Promissory Estoppel Claim
In addition to the contract claim, the court evaluated Tindall's alternative claim of promissory estoppel. The court noted that for promissory estoppel to apply, Tindall needed to demonstrate that Mondelez made an unambiguous promise and that Tindall reasonably relied on that promise. The court found that the assurance from a Mondelez employee that Tindall would manufacture the precast concrete established a clear promise. It rejected Mondelez's argument that the promise was ambiguous due to the absence of certain details, emphasizing that the context of the negotiations provided sufficient clarity. The court asserted that Tindall's reliance on this promise was reasonable given the prior interactions and the substantial work Tindall had already undertaken in anticipation of the contract.
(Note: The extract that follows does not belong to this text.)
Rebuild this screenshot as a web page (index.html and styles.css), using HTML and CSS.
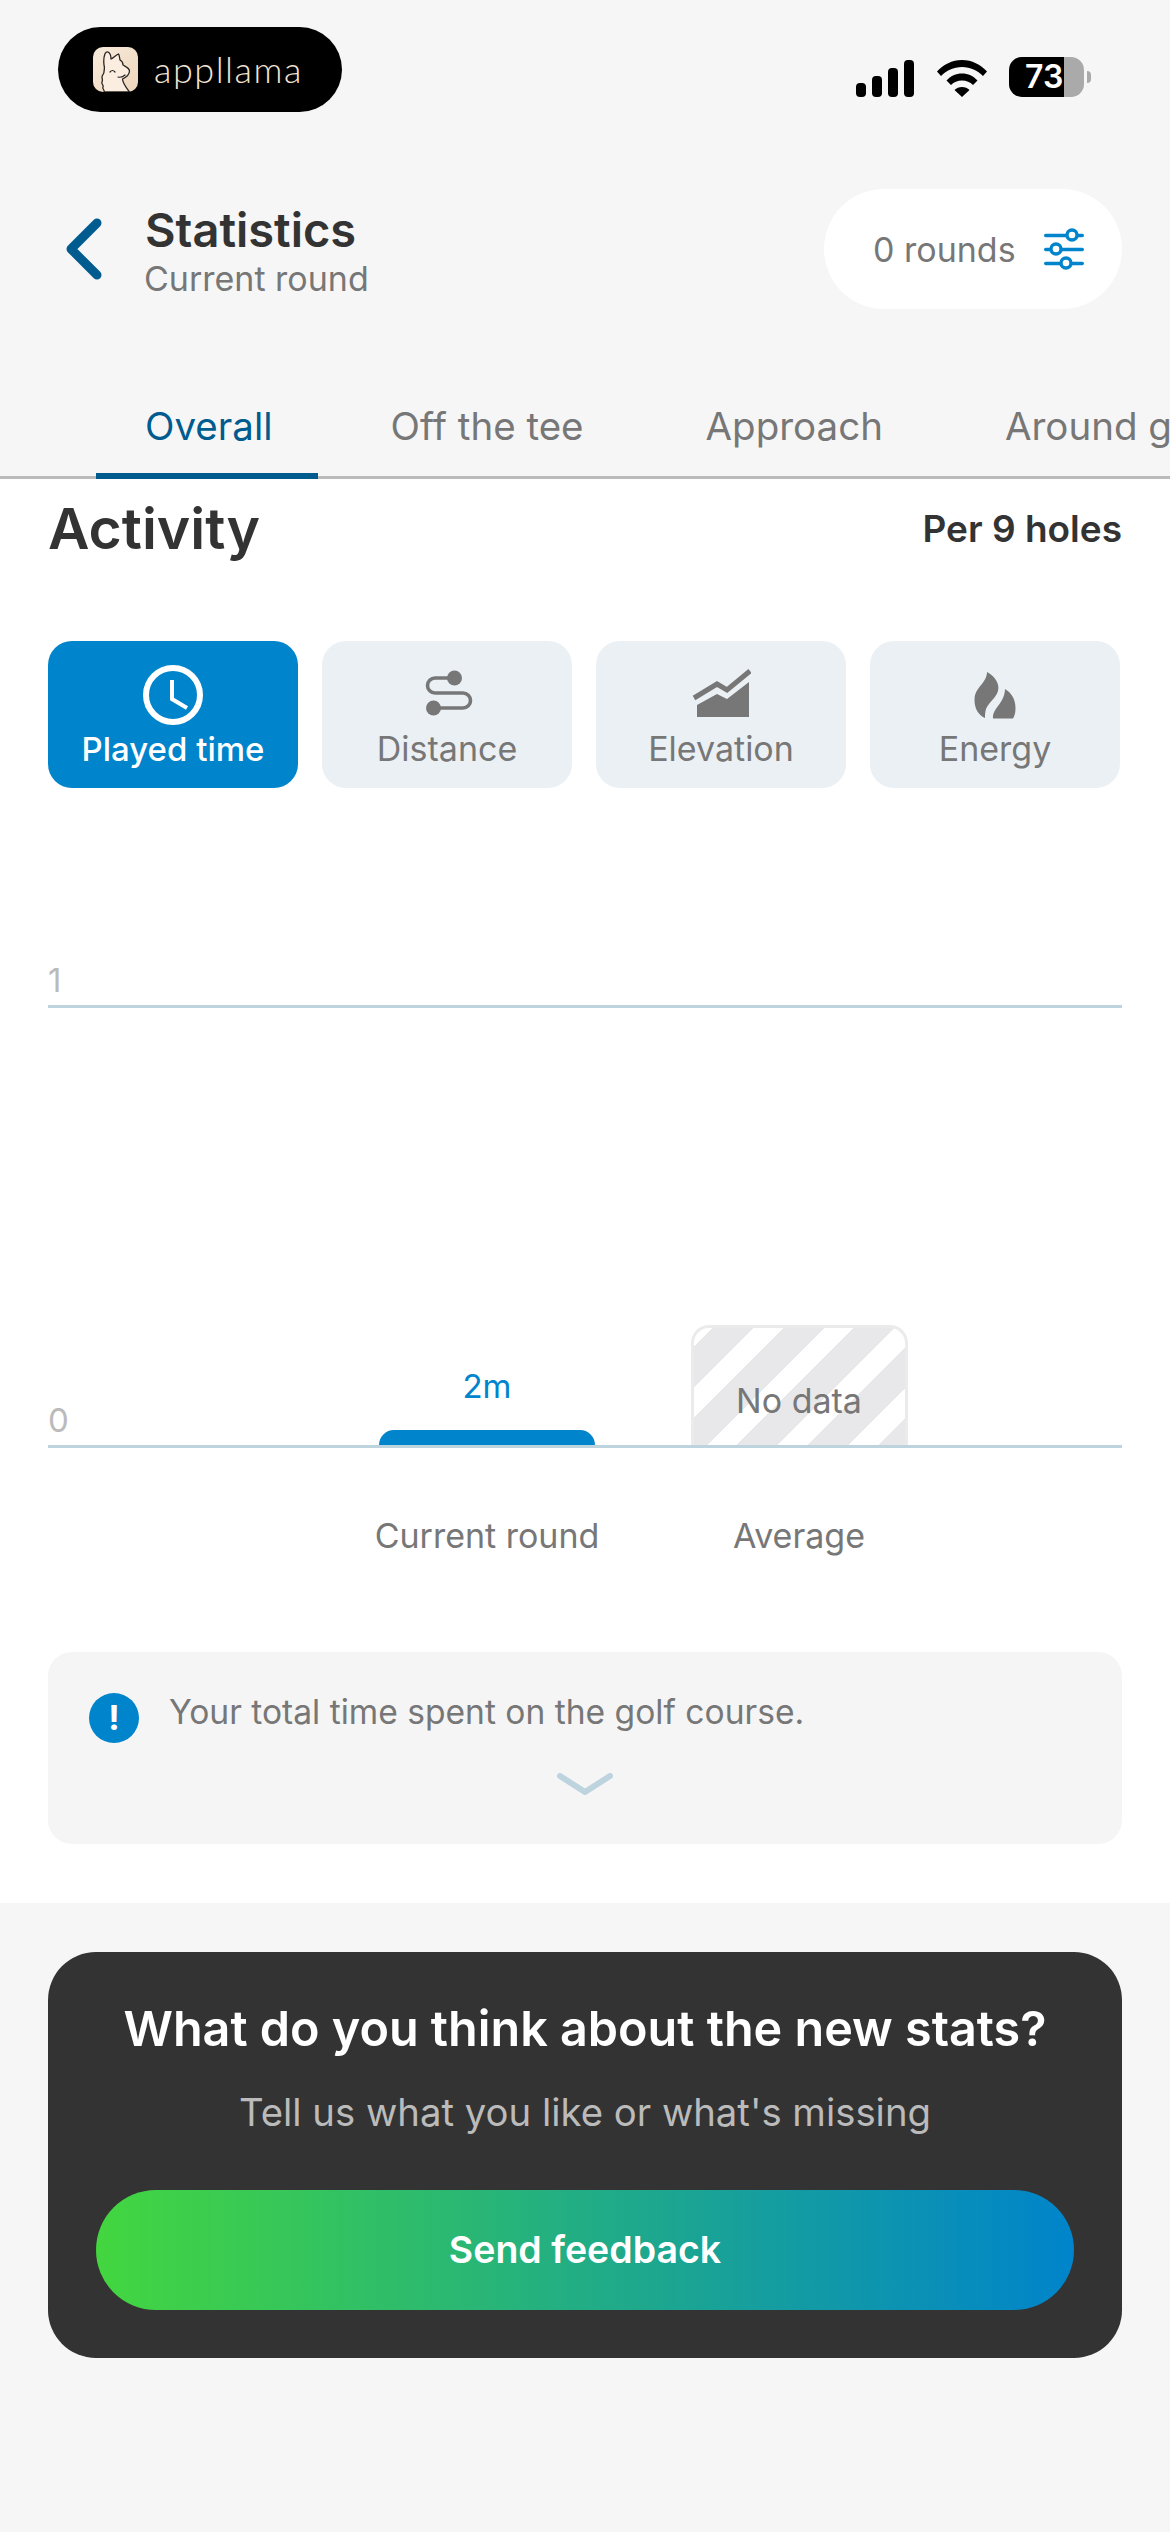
FILE: index.html
```html
<!DOCTYPE html>
<html lang="en">
<head>
<meta charset="utf-8">
<title>Statistics</title>
<link rel="stylesheet" href="styles.css">
</head>
<body>
<div class="status">
  <div class="brand">
    <svg class="llama" viewBox="0 0 45 45">
      <defs><linearGradient id="lg" x1="0" y1="0" x2="1" y2="1"><stop offset="0" stop-color="#f8ebdc"/><stop offset="1" stop-color="#eed6bb"/></linearGradient></defs>
      <rect width="45" height="45" rx="10" fill="url(#lg)"/>
      <path d="M11 45c1-2-2-3-1-5s-2-3-1-5 0-3 0-5 2-3 2-5 1-4 0-7C10 9 12.500 4 15 5c2 1 3 4 3 7 2-1 5-4 7.500-5 1 1 1 4 1.500 6 2 1 3 3 3 5 3 2 6.500 3 6.500 6 0 4-3 6-7 8 0 4 4 9 7 13z" fill="#fbeee0" stroke="#2a2522" stroke-width="1.300" stroke-linejoin="round"/>
      <path d="M17 25q2.500-3 5 0M25 30q4 1 7-2" fill="none" stroke="#2a2522" stroke-width="1.200" stroke-linecap="round"/>
    </svg>
    <span class="wordmark">appllama</span>
  </div>
  <div class="indicators">
    <div class="signal"><i class="b1"></i><i class="b2"></i><i class="b3"></i><i class="b4"></i></div>
    <svg class="wifi" viewBox="0 0 50 37"><path d="M0 11.500C6.500 4.500 15 0 25 0s18.500 4.500 25 11.500l-4 4.500C40.500 10.500 33.500 7 25 7S9.500 10.500 4 16z"/><path d="M9.500 20.500C13.500 16 19 13.500 25 13.500s11.500 2.500 15.500 7l-4.500 4.500C33 22 29.500 20.500 25 20.500S17 22 14 25z"/><path d="M25 27c-3 0-5.500 1-7.500 3L25 37l7.500-7c-2-2-4.500-3-7.500-3z"/></svg>
    <div class="battery"><span class="level">73</span></div>
    <div class="nub"></div>
  </div>
</div>

<header class="header">
  <svg class="back" viewBox="0 0 36 62"><path d="M31 5L5 31l26 26" fill="none" stroke="#005b8e" stroke-width="9" stroke-linecap="round" stroke-linejoin="round"/></svg>
  <div class="titles">
    <div class="title">Statistics</div>
    <div class="subtitle">Current round</div>
  </div>
  <div class="rounds">
    <span>0 rounds</span>
    <svg class="sliders" viewBox="0 0 40 42"><g fill="none" stroke="#0084cb" stroke-width="3.400" stroke-linecap="round"><path d="M1.700 7.500H22M34 7.500h4.300M1.700 21.500H6M18 21.500h20.300M1.700 35.500H16M28 35.500h10.300"/><circle cx="28" cy="7" r="5"/><circle cx="12" cy="21" r="5"/><circle cx="22" cy="35" r="5"/></g></svg>
  </div>
</header>

<nav class="tabs">
  <div class="tab active">Overall</div>
  <div class="tab">Off the tee</div>
  <div class="tab">Approach</div>
  <div class="tab">Around green</div>
</nav>

<main class="panel">
  <div class="panel-head">
    <h1>Activity</h1>
    <span class="per">Per 9 holes</span>
  </div>
  <div class="metrics">
    <div class="metric on">
      <svg viewBox="0 0 60 60"><circle cx="30" cy="30" r="27" fill="none" stroke="#fff" stroke-width="6"/><path d="M29 15v19l15 9" fill="none" stroke="#fff" stroke-width="4"/></svg>
      <span>Played time</span>
    </div>
    <div class="metric">
      <svg viewBox="0 0 60 60"><path d="M37 13H18a7.500 7.500 0 0 0 0 15h28a7.500 7.500 0 0 1 0 15H18" fill="none" stroke="#777" stroke-width="3.600"/><circle cx="37.500" cy="13" r="7.500" fill="#777"/><circle cx="16.500" cy="43" r="7.500" fill="#777"/></svg>
      <span>Distance</span>
    </div>
    <div class="metric">
      <svg viewBox="0 0 60 60"><path d="M3 33l23-14 10 6 23-19" fill="none" stroke="#777" stroke-width="5"/><path d="M6 40v12h52V17L36 34l-10-5z" fill="#777"/></svg>
      <span>Elevation</span>
    </div>
    <div class="metric">
      <svg viewBox="0 0 60 60"><path d="M22 7C30 11 35 19 33 26C31 33 24 37 21 44C20 47 20 50 20 53C13 50 9.500 43 9.500 35C9.500 26 15 22 19 16C21 13 22 10 22 7z" fill="#777"/><path d="M40 24C47 28 50.500 35 50.500 43C50.500 47 50 50 48 53.500H28C27.500 49 30 45 33 41C36 37 40 31 40 24z" fill="#777"/></svg>
      <span>Energy</span>
    </div>
  </div>

  <div class="chart">
    <div class="grid-top"><span class="axis">1</span></div>
    <div class="grid-bottom">
      <span class="axis">0</span>
      <div class="col">
        <span class="bar-value">2m</span>
        <div class="bar"></div>
      </div>
      <div class="col">
        <div class="nodata"><span>No data</span></div>
      </div>
    </div>
    <div class="x-labels">
      <span class="x-label">Current round</span>
      <span class="x-label">Average</span>
    </div>
  </div>

  <section class="info">
    <div class="info-row">
      <div class="info-icon">!</div>
      <p>Your total time spent on the golf course.</p>
    </div>
    <svg class="more" viewBox="0 0 56 22"><path d="M3 3l25 16L53 3" fill="none" stroke="#bdd3de" stroke-width="6" stroke-linecap="round" stroke-linejoin="round"/></svg>
  </section>
</main>

<section class="feedback">
  <h2>What do you think about the new stats?</h2>
  <p>Tell us what you like or what's missing</p>
  <div class="cta">Send feedback</div>
</section>
</body>
</html>
```
FILE: styles.css
```css
* { box-sizing: border-box; }
html, body { margin: 0; padding: 0; }
body {
  width: 1170px;
  height: 2532px;
  overflow: hidden;
  background: #f6f6f6;
  font-family: Inter, "Liberation Sans", sans-serif;
  color: #777;
}

/* status bar */
.status {
  height: 189px;
  padding: 27px 79px 0 58px;
  display: flex;
  justify-content: space-between;
  align-items: flex-start;
}
.brand {
  width: 284px;
  height: 85px;
  border-radius: 43px;
  background: #000;
  display: flex;
  align-items: center;
  gap: 16px;
  padding-left: 35px;
}
.llama { width: 45px; height: 45px; display: block; }
.wordmark {
  font-family: Lato, sans-serif;
  font-weight: 300;
  font-size: 36px;
  line-height: 45px;
  color: #f3e4d2;
  letter-spacing: 1.5px;
}
.indicators {
  display: flex;
  align-items: center;
  margin-top: 30px;
  height: 40px;
}
.signal { display: flex; align-items: flex-end; gap: 6px; height: 37px; margin-top: 2px; }
.signal i { width: 10px; background: #000; border-radius: 4px; display: block; }
.b1 { height: 14px; }
.b2 { height: 21px; }
.b3 { height: 29px; }
.b4 { height: 37px; }
.wifi { width: 50px; height: 37px; margin: 2px 22px 0 23px; fill: #000; display: block; }
.battery {
  width: 75px;
  height: 40px;
  border-radius: 13px;
  background: linear-gradient(90deg, #000 0, #000 55px, #aaa 55px);
  overflow: hidden;
}
.level {
  display: block;
  padding-left: 16px;
  font-size: 32px;
  line-height: 40px;
  font-weight: 600;
  color: #fff;
}
.nub { width: 4px; height: 12px; margin-left: 3px; background: #aaa; border-radius: 0 4px 4px 0; }

/* header */
.header {
  height: 120px;
  padding: 0 48px 0 66px;
  display: flex;
  align-items: center;
}
.back { width: 36px; height: 62px; display: block; margin-top: -1px; }
.titles { margin-left: 43px; margin-top: 7px; }
.title { font-size: 47px; line-height: 52px; font-weight: 600; color: #333; }
.subtitle { font-size: 34px; line-height: 46px; color: #777; margin-left: -1px; }
.rounds {
  margin-left: auto;
  width: 298px;
  height: 120px;
  border-radius: 60px;
  background: #fff;
  display: flex;
  align-items: center;
  gap: 28px;
  padding-left: 49px;
  font-size: 34px;
}
.sliders { width: 40px; height: 42px; display: block; }

/* tabs */
.tabs {
  height: 170px;
  padding: 0 0 0 96px;
  display: flex;
  align-items: flex-end;
  gap: 24px;
  box-shadow: inset 0 -3px 0 #bbb;
  overflow: hidden;
  white-space: nowrap;
}
.tab {
  padding: 0 49px;
  height: 73px;
  font-size: 38.5px;
  line-height: 40px;
  flex: none;
}
.tab.active { color: #005b8e; border-bottom: 6px solid #005b8e; padding-right: 45px; }

/* panel */
.panel {
  background: #fff;
  height: 1424px;
  padding: 0 48px;
}
.panel-head {
  height: 162px;
  display: flex;
  justify-content: space-between;
  padding-top: 15px;
}
h1 { margin: 0; font-size: 57px; line-height: 70px; font-weight: 600; color: #333; }
.per { font-size: 37px; line-height: 70px; font-weight: 600; color: #333; }
.metrics { display: flex; gap: 24px; }
.metric {
  width: 250px;
  height: 147px;
  border-radius: 24px;
  background: #ebf0f4;
  display: flex;
  flex-direction: column;
  align-items: center;
  padding-top: 24px;
  font-size: 34px;
  line-height: 44px;
  color: #777;
}
.metric svg { width: 60px; height: 60px; display: block; margin-bottom: 2px; }
.metric.on { background: #0084cb; color: #fff; font-weight: 500; font-size: 33px; }

/* chart */
.grid-top {
  height: 220px;
  border-bottom: 3px solid #bdd3de;
  display: flex;
  align-items: flex-end;
}
.grid-bottom {
  height: 440px;
  border-bottom: 3px solid #bdd3de;
  display: flex;
  align-items: flex-end;
  gap: 96px;
}
.axis { font-size: 33px; line-height: 44px; color: #bbb; width: 235px; padding-bottom: 3px; flex: none; }
.col { width: 216px; display: flex; flex-direction: column; align-items: center; flex: none; }
.bar-value { font-size: 33px; line-height: 40px; color: #0084cb; margin-bottom: 24px; }
.bar { width: 216px; height: 15px; background: #0084cb; border-radius: 15px 15px 0 0; }
.nodata {
  width: 217px;
  height: 120px;
  border: 3px solid #ebebeb;
  border-bottom: 0;
  border-radius: 18px 18px 0 0;
  background: repeating-linear-gradient(135deg, #fff 0, #fff 13px, #e8e8ea 13px, #e8e8ea 42px, #fff 42px, #fff 50px);
  display: flex;
  justify-content: center;
  padding-top: 53px;
  font-size: 34px;
  line-height: 40px;
}
.x-labels { display: flex; padding-left: 331px; gap: 96px; padding-top: 68px; }
.x-label { width: 216px; display: flex; justify-content: center; font-size: 34px; line-height: 40px; white-space: nowrap; flex: none; }

/* info */
.info {
  margin-top: 96px;
  height: 192px;
  border-radius: 24px;
  background: #f5f5f5;
  padding: 41px 41px 0;
}
.info-row { display: flex; gap: 30px; align-items: flex-start; }
.info-icon {
  width: 50px;
  height: 50px;
  border-radius: 50%;
  background: #0084cb;
  color: #fff;
  font-size: 34px;
  font-weight: 700;
  line-height: 50px;
  text-align: center;
  flex: none;
}
.info p { margin: 0; font-size: 33.6px; line-height: 38px; color: #777; }
.more { display: block; width: 56px; height: 22px; margin: 30px auto 0; }

/* feedback */
.feedback {
  margin: 49px 48px 0;
  height: 406px;
  border-radius: 48px;
  background: #333;
  text-align: center;
  padding: 49px 48px 0;
}
h2 { margin: 0; font-size: 48.5px; line-height: 56px; font-weight: 600; color: #fff; white-space: nowrap; }
.feedback p { margin: 33px 0 0; font-size: 38.3px; line-height: 44px; color: #bbb; }
.cta {
  margin-top: 56px;
  height: 120px;
  border-radius: 60px;
  background: linear-gradient(90deg, #43d63f, #0084cb);
  color: #fff;
  font-size: 37.5px;
  line-height: 120px;
  font-weight: 600;
}
```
Consequently, the court ruled that Tindall had adequately pled a claim for promissory estoppel, allowing both claims to proceed.
Conclusion of the Court
The U.S. District Court for the Northern District of Illinois ultimately denied Mondelez's motion to dismiss, concluding that Tindall had plausibly alleged the existence of a binding contract and could proceed with its promissory estoppel claim. The court's decision highlighted the importance of context and intent in determining whether an agreement was formed, even in the absence of formal documentation. It asserted that informal communications could establish a binding contract if the intent to be bound was evident from the parties' conduct and communications. Additionally, the court reinforced that reasonable reliance on promises made during negotiations could support a claim for promissory estoppel. This ruling allowed Tindall to continue its legal action against Mondelez, emphasizing the significance of both formal and informal agreements in commercial transactions.